An argument for not using mysqldump

I have a 5G mysqldump which takes 30 minutes to restore from backup.  That means that when the database reaches 50G, it should take 30×10=5 hours to restore.  Right?  Wrong.

Mysqldump recovery time is not linear.  Bigger tables, or tables with more indexes will always take more time to restore.

If I restore from a raw backup (LVM snapshot, xtrabackup, innodb hot backup), it is very easy to model how much longer recovery time will take:

I can tell progress with mysqldump by monitoring the rate at which show global status like 'Handler_write'; increases and compare it to my knowledge of about how many rows are in each table.  But progress != a magic number like “17 minutes”.  Not unless I do a lot of complex modeling.

I am not saying a 5 hour recovery is good or bad.  What I am saying is knowing remaining time is very important during disaster recovery.  Being able to say “we’ll be back at 2PM” is much better than saying “we’ll be back between 1PM and 4PM.. maybe”.

Share this post

Comments (27)

  • Gwen Shapira Reply

    Responsible DBAs test restore from their backups on a regular basis.
    Say, every 2 month.
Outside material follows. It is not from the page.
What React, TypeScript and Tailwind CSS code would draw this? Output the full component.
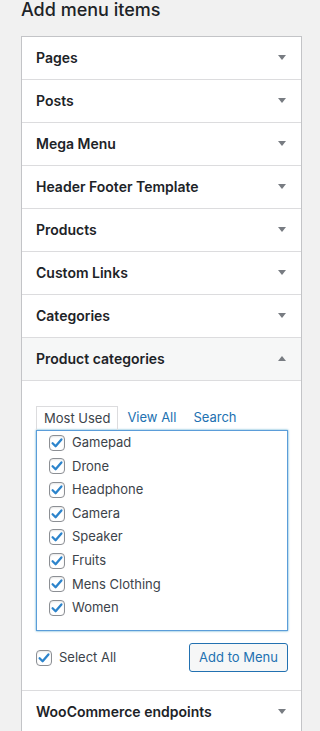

During this check, it is useful to record how long restore took for exactly this purpose. When management asks – how much longer will this take? I can look in my charts and say “20 more minutes, captain”.

    It is still good to be able to calculate the remaining time, but maybe not as critical.

    November 8, 2010 at 11:22 am
  • Nikolay Reply

    I have huge mysql server with lots of myisam/maria databases, can someone elaborate how we can do non blocking backup, even if we back up some dirty (in the middle of transaction) data.

    November 8, 2010 at 11:49 am
  • Gerry Reply

    I wouldn’t favor depending solely on mysqldump for backups unless you have some other HA considerations in place (ie: master-master). This way you can work on the restore while the service is still on line.

    My $.02

    November 8, 2010 at 12:20 pm
  • Morgan Tocker Reply

    @Gwen – when people test their backups it is not always on the same hardware. I (of course) advocate testing backups, but it’s not always easy:

    – Comparisons will never truly be equal (hopefully bigger hardware is on the main DB, and any skew is of “the good kind”).

    – When you find restore time is starting to take longer, seldom will a customer have the opportunity to just change their backup plan over night. Raw backups take more space, and have some reduced flexibility when just restoring smaller amounts of data (although there is a feature in XtraDB to just restore one file_per_table table at a time).

    It is good to plan with this knowledge in advance.

    November 8, 2010 at 12:20 pm
  • Morgan Tocker Reply

    @Nikolay – The best place to ask this question is in our forums – Thanks!

    November 8, 2010 at 12:27 pm
  • Rolando Edwards Reply

    There are two alternatives, one using mysqldump and one not.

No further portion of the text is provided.